The problem:
Gather every line that includes the word "Tailwind", please.

Information shown:
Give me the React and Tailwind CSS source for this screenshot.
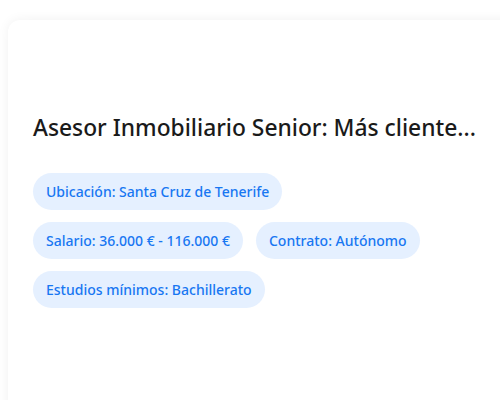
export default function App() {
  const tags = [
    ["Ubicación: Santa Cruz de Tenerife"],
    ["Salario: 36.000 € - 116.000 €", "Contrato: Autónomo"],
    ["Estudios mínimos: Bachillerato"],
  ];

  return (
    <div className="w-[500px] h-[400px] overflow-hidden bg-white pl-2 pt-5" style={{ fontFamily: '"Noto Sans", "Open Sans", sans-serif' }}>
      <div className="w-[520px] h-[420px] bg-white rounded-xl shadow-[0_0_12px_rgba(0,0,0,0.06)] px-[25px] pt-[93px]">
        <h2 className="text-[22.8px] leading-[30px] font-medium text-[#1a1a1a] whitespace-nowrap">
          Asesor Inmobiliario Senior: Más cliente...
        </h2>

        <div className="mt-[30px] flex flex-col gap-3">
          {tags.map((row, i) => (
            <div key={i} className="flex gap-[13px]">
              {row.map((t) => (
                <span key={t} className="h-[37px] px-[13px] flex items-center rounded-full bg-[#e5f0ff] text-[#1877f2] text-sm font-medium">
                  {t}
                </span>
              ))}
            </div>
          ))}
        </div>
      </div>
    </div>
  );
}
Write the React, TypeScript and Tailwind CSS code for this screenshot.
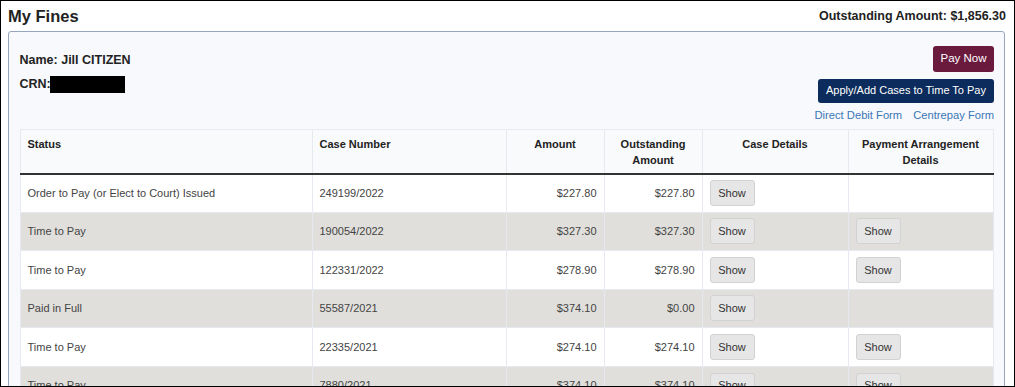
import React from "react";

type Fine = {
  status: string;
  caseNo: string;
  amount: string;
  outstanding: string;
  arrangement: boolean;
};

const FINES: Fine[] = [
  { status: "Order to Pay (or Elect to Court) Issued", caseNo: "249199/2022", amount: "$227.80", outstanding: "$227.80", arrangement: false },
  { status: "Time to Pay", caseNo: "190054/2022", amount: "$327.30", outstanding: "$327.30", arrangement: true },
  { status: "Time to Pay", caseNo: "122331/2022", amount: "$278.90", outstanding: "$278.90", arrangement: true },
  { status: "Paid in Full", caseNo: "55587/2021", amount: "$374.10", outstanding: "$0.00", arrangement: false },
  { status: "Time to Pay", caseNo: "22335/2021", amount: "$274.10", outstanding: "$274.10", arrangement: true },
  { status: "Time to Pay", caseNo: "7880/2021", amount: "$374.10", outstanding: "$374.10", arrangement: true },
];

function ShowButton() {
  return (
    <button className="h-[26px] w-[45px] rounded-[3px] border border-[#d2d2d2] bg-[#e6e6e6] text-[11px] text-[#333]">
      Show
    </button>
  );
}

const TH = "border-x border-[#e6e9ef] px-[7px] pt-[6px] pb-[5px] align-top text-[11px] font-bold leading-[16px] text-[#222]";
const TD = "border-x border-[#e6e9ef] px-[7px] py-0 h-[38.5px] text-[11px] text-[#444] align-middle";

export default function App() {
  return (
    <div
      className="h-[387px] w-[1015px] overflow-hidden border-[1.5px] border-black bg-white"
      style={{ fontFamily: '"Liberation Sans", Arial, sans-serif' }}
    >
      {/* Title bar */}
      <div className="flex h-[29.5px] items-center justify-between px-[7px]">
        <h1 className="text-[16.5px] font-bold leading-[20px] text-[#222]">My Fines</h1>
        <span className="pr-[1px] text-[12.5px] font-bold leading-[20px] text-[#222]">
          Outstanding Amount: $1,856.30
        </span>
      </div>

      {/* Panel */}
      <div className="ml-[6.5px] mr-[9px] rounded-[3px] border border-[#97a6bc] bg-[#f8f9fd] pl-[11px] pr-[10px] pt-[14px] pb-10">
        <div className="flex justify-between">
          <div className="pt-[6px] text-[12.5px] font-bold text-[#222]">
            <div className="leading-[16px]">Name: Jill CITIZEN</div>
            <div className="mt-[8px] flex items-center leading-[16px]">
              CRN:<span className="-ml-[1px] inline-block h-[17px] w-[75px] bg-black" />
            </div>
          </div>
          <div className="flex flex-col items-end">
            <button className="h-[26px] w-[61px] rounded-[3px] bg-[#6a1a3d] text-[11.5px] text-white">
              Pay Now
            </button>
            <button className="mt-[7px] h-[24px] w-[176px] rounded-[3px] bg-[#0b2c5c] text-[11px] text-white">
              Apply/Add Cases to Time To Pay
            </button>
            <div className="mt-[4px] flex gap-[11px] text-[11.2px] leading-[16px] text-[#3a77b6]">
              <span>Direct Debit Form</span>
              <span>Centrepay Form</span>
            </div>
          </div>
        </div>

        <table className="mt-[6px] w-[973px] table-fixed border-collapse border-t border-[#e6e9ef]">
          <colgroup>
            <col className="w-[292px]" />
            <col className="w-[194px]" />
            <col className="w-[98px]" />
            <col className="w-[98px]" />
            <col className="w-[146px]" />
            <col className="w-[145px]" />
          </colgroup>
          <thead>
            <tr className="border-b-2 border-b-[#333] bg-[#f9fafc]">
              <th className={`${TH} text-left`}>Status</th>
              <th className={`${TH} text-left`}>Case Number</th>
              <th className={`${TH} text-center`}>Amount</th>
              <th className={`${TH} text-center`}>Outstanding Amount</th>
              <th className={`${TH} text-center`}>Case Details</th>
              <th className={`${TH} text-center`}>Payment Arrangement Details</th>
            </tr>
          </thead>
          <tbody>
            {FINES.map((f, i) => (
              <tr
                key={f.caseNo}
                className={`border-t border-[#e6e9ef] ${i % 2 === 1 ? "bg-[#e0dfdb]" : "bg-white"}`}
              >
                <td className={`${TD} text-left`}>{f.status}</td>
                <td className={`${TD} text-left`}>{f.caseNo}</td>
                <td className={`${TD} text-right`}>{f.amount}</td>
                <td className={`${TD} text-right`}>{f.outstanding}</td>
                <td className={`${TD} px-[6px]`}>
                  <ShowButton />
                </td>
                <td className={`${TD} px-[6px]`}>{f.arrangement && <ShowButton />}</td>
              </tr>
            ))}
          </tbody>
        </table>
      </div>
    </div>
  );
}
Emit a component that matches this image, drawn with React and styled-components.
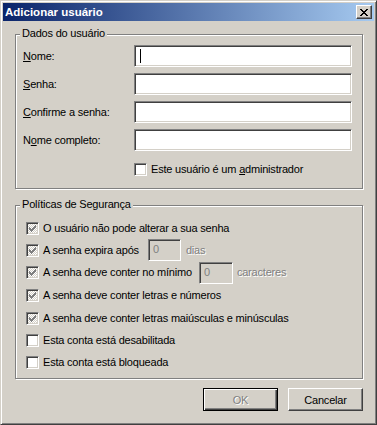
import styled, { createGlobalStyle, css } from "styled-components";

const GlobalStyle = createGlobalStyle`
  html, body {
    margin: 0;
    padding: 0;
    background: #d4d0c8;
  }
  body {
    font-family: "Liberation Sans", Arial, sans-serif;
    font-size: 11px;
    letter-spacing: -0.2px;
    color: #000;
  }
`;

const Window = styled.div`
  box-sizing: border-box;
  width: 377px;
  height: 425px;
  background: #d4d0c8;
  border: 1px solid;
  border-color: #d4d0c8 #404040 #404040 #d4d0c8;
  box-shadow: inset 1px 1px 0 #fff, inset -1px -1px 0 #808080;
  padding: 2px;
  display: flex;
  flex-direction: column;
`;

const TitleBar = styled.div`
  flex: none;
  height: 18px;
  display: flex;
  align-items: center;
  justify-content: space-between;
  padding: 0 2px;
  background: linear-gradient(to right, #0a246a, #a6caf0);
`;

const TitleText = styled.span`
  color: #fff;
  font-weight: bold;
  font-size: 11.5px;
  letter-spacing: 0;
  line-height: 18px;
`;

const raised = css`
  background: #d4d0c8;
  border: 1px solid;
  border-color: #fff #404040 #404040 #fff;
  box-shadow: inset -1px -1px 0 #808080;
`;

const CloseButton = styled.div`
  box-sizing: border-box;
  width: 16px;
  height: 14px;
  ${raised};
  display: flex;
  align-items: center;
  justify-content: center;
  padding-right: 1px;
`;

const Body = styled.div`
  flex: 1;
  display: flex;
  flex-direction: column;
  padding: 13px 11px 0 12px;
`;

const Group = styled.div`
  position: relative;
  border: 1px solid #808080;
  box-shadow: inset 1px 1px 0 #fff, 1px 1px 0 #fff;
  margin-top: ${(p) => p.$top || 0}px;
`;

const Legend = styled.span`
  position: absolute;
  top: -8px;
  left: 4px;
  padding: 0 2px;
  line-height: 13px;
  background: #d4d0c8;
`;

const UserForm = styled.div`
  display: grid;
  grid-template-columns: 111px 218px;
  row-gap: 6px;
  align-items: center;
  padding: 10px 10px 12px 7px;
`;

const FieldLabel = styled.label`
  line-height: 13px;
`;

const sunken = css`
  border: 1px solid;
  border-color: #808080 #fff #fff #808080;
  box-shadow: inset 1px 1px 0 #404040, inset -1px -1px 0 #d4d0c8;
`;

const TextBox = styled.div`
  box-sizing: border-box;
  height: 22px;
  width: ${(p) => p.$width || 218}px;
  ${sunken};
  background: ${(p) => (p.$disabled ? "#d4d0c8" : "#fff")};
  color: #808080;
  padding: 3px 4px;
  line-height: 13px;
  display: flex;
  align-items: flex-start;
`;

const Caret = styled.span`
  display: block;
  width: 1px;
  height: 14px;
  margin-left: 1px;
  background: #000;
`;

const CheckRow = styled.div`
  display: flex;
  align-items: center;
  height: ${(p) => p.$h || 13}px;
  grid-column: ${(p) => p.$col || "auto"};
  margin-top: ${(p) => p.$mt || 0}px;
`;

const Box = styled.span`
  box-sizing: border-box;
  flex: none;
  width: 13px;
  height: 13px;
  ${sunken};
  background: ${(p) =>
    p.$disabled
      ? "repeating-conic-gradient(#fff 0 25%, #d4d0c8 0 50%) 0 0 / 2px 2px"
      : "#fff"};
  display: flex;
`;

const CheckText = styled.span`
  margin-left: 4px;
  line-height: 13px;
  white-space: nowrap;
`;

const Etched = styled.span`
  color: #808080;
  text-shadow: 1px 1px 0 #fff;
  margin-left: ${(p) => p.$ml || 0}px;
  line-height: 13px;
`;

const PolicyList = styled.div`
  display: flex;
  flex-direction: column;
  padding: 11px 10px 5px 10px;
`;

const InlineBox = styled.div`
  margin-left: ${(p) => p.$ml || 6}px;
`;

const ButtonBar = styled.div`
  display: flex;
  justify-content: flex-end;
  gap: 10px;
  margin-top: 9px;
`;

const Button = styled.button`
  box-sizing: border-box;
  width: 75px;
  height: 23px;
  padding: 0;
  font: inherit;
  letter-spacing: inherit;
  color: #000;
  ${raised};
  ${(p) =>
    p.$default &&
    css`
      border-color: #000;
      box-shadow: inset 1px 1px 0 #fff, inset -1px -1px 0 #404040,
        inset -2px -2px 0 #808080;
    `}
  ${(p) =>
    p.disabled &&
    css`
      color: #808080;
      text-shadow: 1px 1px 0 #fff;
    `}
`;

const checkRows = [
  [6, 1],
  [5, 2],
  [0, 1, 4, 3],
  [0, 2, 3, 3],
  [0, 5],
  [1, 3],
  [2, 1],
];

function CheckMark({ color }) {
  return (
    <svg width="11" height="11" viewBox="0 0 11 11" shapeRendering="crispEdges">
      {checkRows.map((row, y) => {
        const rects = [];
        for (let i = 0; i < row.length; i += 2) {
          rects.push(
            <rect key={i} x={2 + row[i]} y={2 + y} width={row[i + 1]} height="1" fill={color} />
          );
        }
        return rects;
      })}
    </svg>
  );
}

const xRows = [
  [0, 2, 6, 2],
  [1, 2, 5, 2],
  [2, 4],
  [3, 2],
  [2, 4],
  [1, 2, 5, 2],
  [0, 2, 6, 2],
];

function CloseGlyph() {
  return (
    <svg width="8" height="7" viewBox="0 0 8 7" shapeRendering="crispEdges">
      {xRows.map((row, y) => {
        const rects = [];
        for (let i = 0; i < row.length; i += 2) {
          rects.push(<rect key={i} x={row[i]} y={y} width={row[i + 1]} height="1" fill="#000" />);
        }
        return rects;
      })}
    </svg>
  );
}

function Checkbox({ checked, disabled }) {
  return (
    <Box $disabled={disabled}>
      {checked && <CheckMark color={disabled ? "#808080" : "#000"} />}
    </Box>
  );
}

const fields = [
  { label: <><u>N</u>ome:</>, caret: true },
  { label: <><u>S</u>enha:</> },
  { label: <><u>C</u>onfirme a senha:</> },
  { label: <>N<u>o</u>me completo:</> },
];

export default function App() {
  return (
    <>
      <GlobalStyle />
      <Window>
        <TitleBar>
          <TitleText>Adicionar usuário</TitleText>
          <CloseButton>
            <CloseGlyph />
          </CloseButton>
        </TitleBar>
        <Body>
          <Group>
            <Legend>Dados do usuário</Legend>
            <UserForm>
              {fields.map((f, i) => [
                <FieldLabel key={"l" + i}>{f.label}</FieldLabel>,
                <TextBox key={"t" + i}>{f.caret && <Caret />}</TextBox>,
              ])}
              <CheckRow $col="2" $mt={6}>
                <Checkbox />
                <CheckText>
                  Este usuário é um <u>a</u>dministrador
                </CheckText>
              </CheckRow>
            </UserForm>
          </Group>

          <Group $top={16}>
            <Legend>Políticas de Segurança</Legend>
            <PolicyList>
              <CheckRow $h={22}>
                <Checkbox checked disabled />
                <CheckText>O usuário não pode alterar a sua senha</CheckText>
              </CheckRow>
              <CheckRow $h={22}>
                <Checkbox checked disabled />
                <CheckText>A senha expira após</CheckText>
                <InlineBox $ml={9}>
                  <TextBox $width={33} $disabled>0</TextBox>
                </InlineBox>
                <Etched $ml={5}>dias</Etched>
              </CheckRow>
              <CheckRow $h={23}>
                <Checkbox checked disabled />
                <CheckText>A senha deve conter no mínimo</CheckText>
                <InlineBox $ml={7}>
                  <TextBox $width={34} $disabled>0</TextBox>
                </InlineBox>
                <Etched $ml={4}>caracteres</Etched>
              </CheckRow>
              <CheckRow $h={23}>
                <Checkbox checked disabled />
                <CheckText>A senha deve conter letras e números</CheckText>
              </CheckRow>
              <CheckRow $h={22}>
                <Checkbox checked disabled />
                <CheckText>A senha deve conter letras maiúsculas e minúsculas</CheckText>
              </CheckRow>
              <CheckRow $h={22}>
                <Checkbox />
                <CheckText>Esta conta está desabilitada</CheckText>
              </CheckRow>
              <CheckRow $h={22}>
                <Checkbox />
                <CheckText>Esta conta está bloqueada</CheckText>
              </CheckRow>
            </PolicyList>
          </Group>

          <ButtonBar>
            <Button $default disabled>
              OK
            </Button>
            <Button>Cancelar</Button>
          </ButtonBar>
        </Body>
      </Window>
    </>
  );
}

Result below:
Give me the React and Tailwind CSS source for this screenshot.
Write the React, TypeScript and Tailwind CSS code for this screenshot.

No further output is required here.